Monday, October 07, 2024

I'm remembering Carter Presidency as Carter soon turns 100.

Posted on Facebook Sept. 29 2024.

Happy Birthday to former President Jimmy Carter who I hear turns 100 on Tuesday October 1.

President during my college years and a bit beyond. 1977-1981.

I remember him for advocating less energy consumption to help us get through the energy crisis, back then. We were running out of easy to drill liquid petroleum. One of his famous statements was how dependent we were on a thin line of oil tankers stretching halfway around the world.

He advocated alternative energy and had solar panels installed at the White House. He also advocated American energy independence with something called the Carter Synfuels Program; basically mining shale and cooking it to squeeze out the last drops of American oil. Coal production and gasification was also seen as a solution as USA had plenty of coal reserves.

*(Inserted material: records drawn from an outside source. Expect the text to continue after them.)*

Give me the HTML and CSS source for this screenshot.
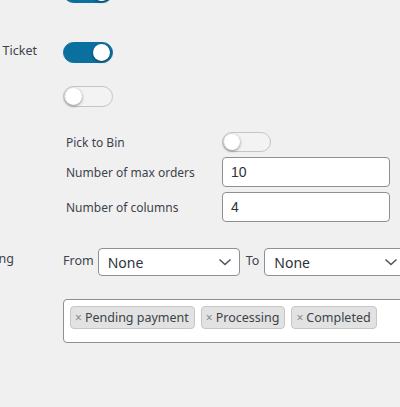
FILE: index.html
```html
<!DOCTYPE html>
<html>
<head>
<meta charset="utf-8">
<link rel="stylesheet" href="styles.css">
</head>
<body>
<div class="form">
  <div class="row row-first">
    <div class="th"></div>
    <div class="td"><span class="toggle on"><span class="knob"></span></span></div>
  </div>
  <div class="row row-ticket">
    <div class="th th-ticket"><span class="th-text">Print Ticket</span></div>
    <div class="td"><span class="toggle on"><span class="knob"></span></span></div>
  </div>
  <div class="row row-third">
    <div class="th"></div>
    <div class="td">
      <span class="toggle"><span class="knob"></span></span>
      <div class="sub">
        <div class="sub-label">Pick to Bin</div>
        <div class="sub-field"><span class="toggle small"><span class="knob"></span></span></div>
        <div class="sub-label">Number of max orders</div>
        <div class="sub-field"><input class="text" type="text" value="10"></div>
        <div class="sub-label">Number of columns</div>
        <div class="sub-field"><input class="text" type="text" value="4"></div>
      </div>
    </div>
  </div>
  <div class="row row-status">
    <div class="th th-status"><span class="th-text">Order Status Filtering</span></div>
    <div class="td">
      <div class="range">
        <span class="range-label">From</span>
        <div class="select"><span>None</span><svg class="chev" width="14" height="8" viewBox="0 0 14 8"><path d="M1.5 1.5 L7 6.5 L12.5 1.5" fill="none" stroke="#50575e" stroke-width="1.6"/></svg></div>
        <span class="range-label to">To</span>
        <div class="select"><span>None</span><svg class="chev" width="14" height="8" viewBox="0 0 14 8"><path d="M1.5 1.5 L7 6.5 L12.5 1.5" fill="none" stroke="#50575e" stroke-width="1.6"/></svg></div>
      </div>
      <div class="tags">
        <span class="tag"><span class="x">×</span>Pending payment</span>
        <span class="tag"><span class="x">×</span>Processing</span>
        <span class="tag"><span class="x">×</span>Completed</span>
      </div>
    </div>
  </div>
</div>
</body>
</html>
```

FILE: styles.css
```css
html, body {
  margin: 0;
  padding: 0;
  background: #f0f0f1;
  overflow: hidden;
}
body {
  width: 400px;
  height: 407px;
  font-family: "Noto Sans", "Open Sans", sans-serif;
  color: #3c434a;
  font-size: 12px;
}
.form {
  display: flex;
  flex-direction: column;
}
.row {
  display: grid;
  grid-template-columns: 63px 500px;
}
.th {
  overflow: hidden;
  white-space: nowrap;
  display: flex;
  justify-content: flex-end;
}
.th-text {
  flex: none;
  white-space: nowrap;
}
.th-ticket {
  padding-right: 26px;
  line-height: 18px;
  font-size: 12.5px;
}
.th-status {
  padding-right: 49px;
  line-height: 20px;
  font-size: 12.5px;
}
.row-first {
  margin-top: -18px;
}
.row-ticket {
  margin-top: 39px;
}
.row-third {
  margin-top: 23px;
}
.row-status {
  margin-top: 26px;
}
.row-status .th {
  align-items: flex-start;
  padding-top: 1px;
}
.toggle {
  display: block;
  position: relative;
  width: 48px;
  height: 19px;
  border-radius: 12px;
  border: 1px solid #c3c4c7;
  background: #f3f3f4;
  box-sizing: content-box;
}
.toggle.on {
  background: #0b6fa0;
  border-color: #0b6fa0;
}
.toggle.small {
  width: 47px;
  height: 18px;
}
.knob {
  position: absolute;
  top: 1px;
  left: 1px;
  width: 17px;
  height: 17px;
  border-radius: 50%;
  background: #fff;
  box-shadow: 0 1px 3px rgba(0,0,0,0.45);
}
.toggle.small .knob {
  width: 16px;
  height: 16px;
}
.toggle.on .knob {
  left: auto;
  right: 2px;
}
.sub {
  display: grid;
  grid-template-columns: 159px 168px;
  row-gap: 5px;
  margin-top: 25px;
}
.sub-label {
  padding-left: 3px;
  display: flex;
  align-items: center;
  white-space: nowrap;
}
.sub-field {
  display: flex;
  align-items: center;
}
.text {
  width: 168px;
  height: 30px;
  box-sizing: border-box;
  border: 1px solid #8c8f94;
  border-radius: 4px;
  background: #fff;
  padding: 0 8px;
  font-family: "Liberation Sans", Arial, sans-serif;
  font-size: 14px;
  color: #2c3338;
  margin: 0;
}
.range {
  display: flex;
  align-items: center;
  height: 28px;
}
.range-label {
  font-size: 12.5px;
  margin-right: 4px;
  position: relative;
  top: -2px;
}
.range-label.to {
  margin-left: 6px;
  margin-right: 5px;
}
.select {
  width: 142px;
  height: 28px;
  box-sizing: border-box;
  border: 1px solid #8c8f94;
  border-radius: 4px;
  background: #fff;
  display: flex;
  align-items: center;
  justify-content: space-between;
  padding: 0 7px 0 9px;
  font-size: 14px;
  color: #2c3338;
  flex: none;
}
.chev {
  display: block;
}
.tags {
  margin-top: 23px;
  width: 400px;
  height: 44px;
  box-sizing: border-box;
  border: 1px solid #8c8f94;
  border-radius: 4px;
  background: #fff;
  padding: 6px 6px;
  display: flex;
  gap: 6px;
  align-items: flex-start;
}
.tag {
  display: flex;
  align-items: center;
  height: 23px;
  box-sizing: border-box;
  padding: 0 5px 0 4px;
  background: #e2e2e2;
  border: 1px solid #c6c6c6;
  border-radius: 4px;
  font-size: 12.5px;
  color: #3c434a;
  white-space: nowrap;
}
.x {
  color: #8a8a8a;
  margin-right: 3px;
  font-size: 12px;
}
```
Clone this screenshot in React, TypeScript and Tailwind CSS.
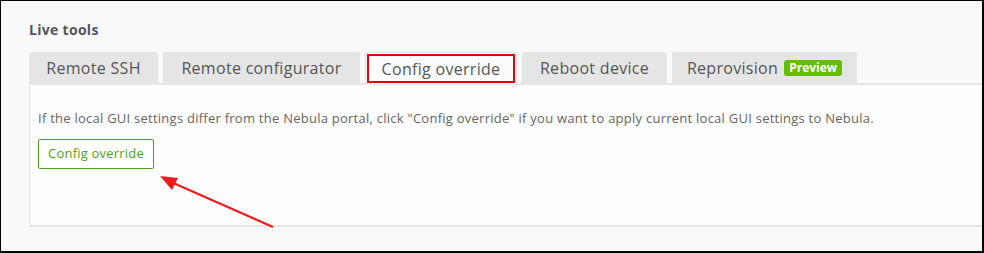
import React from "react";

const tabs = [
  { label: "Remote SSH", w: "w-[129px]" },
  { label: "Remote configurator", w: "w-[197px]" },
];

export default function App() {
  return (
    <div
      className="relative w-[984px] h-[253px] overflow-hidden bg-[#f9f9f9] border-l border-t border-r-2 border-b-2 border-black"
      style={{ fontFamily: '"Open Sans", "Liberation Sans", sans-serif' }}
    >
      <div className="pl-[28px] pt-[18px]">
        <div className="text-[14px] font-bold text-[#555] leading-[21px] tracking-[0.3px]">Live tools</div>
        <div className="mt-[12px] flex items-end gap-[5px] h-[31px]">
          {tabs.map((t) => (
            <div
              key={t.label}
              className={`${t.w} h-[31px] flex items-center justify-center rounded-t-[3px] bg-[#e5e5e5] text-[16px] text-[#555] tracking-[0.3px]`}
            >
              {t.label}
            </div>
          ))}
          <div className="w-[152px] h-[32px] -mb-px p-px rounded-t-[3px] border border-b-0 border-[#e2e2e2] bg-[#fcfcfc] relative z-10">
            <div className="w-full h-full border-2 border-[#e8000b] flex items-center justify-center text-[16px] text-[#555] tracking-[0.3px]">
              Config override
            </div>
          </div>
          <div className="w-[145px] h-[31px] flex items-center justify-center rounded-t-[3px] bg-[#e5e5e5] text-[16px] text-[#555] tracking-[0.3px]">
            Reboot device
          </div>
          <div className="w-[185px] h-[31px] flex items-center justify-center gap-[6px] rounded-t-[3px] bg-[#e5e5e5] text-[16px] text-[#555]">
            <span className="tracking-[0.3px]">Reprovision</span>
            <span className="h-[16px] px-[5px] rounded-[3px] bg-[#64bd00] text-white text-[12px] font-bold leading-[16px]">
              Preview
            </span>
          </div>
        </div>
        <div className="h-[144px] border-t-2 border-b-2 border-l border-[#e6e6e6] bg-[#fdfdfd] pl-[8px] pt-[24px]">
          <p className="text-[13px] text-[#666] leading-[18px] tracking-[0.25px]">
            If the local GUI settings differ from the Nebula portal, click "Config override" if you want to apply current local GUI settings to Nebula.
          </p>
          <button className="mt-[12px] w-[116px] h-[30px] border border-[#4ea21a] rounded-[2px] bg-white text-[13px] text-[#4ea21a] tracking-[0.2px] flex items-center justify-center">
            Config override
          </button>
        </div>
      </div>
      <svg className="absolute left-0 top-0 pointer-events-none" width="984" height="253">
        <line x1="272" y1="226" x2="170" y2="181" stroke="#ee1c1c" strokeWidth="2.2" />
        <polygon points="159,175 177,177 171,189" fill="#ee1c1c" />
      </svg>
    </div>
  );
}
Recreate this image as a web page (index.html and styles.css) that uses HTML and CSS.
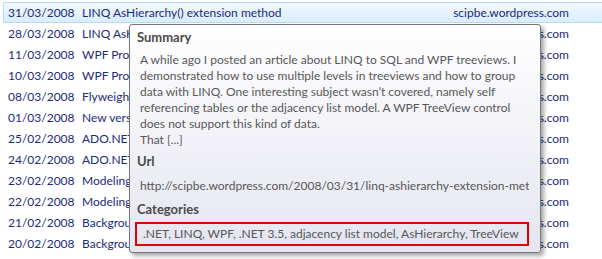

Since then, new technology has made getting oil out of shale much easier than thought back then. USA is now basically energy independent, but another problem has cropped up; climate change.

Solar, wind and other alternative technologies have significantly improved since those years bringing the price of alternative energy down.

I would like us to see a return to Carter's type of advocacy for conservation and modification of consumptive lifestyles plus continued advancement of the cleaner technologies.

Carter was also noted as an advocate for international human rights with his UN ambassador, Andrew Young, a big figure in that era of hope.

At some point Andrew did have to leave that post, but I forgot the details.

On gay rights, that era could be thought of as ancient history compared to the recent progress made in USA on that topic.

I remember a ground breaking meeting between top White House staff and a group called the National Gay Taskforce. The president wasn't at that meeting, but it was seen as a big step forward at that time. Gay rights was gaining ground at the grass roots level and that was possibly the first recognition at the White House.

Carter's presidency was buffeted many unfortunate events beyond his control such as the Iranian hostage crisis and the Three Mile Island nuclear power incident.

Toward the end of his presidency, there was some feeling that things were floundering. In 1980 Ronald Regan ran against Carter and won the presidency. Tax cuts were popular and gradually things changed with income and wealth inequality now much higher, in USA, than before. Reagan symbolically removed the solar panels from the White House.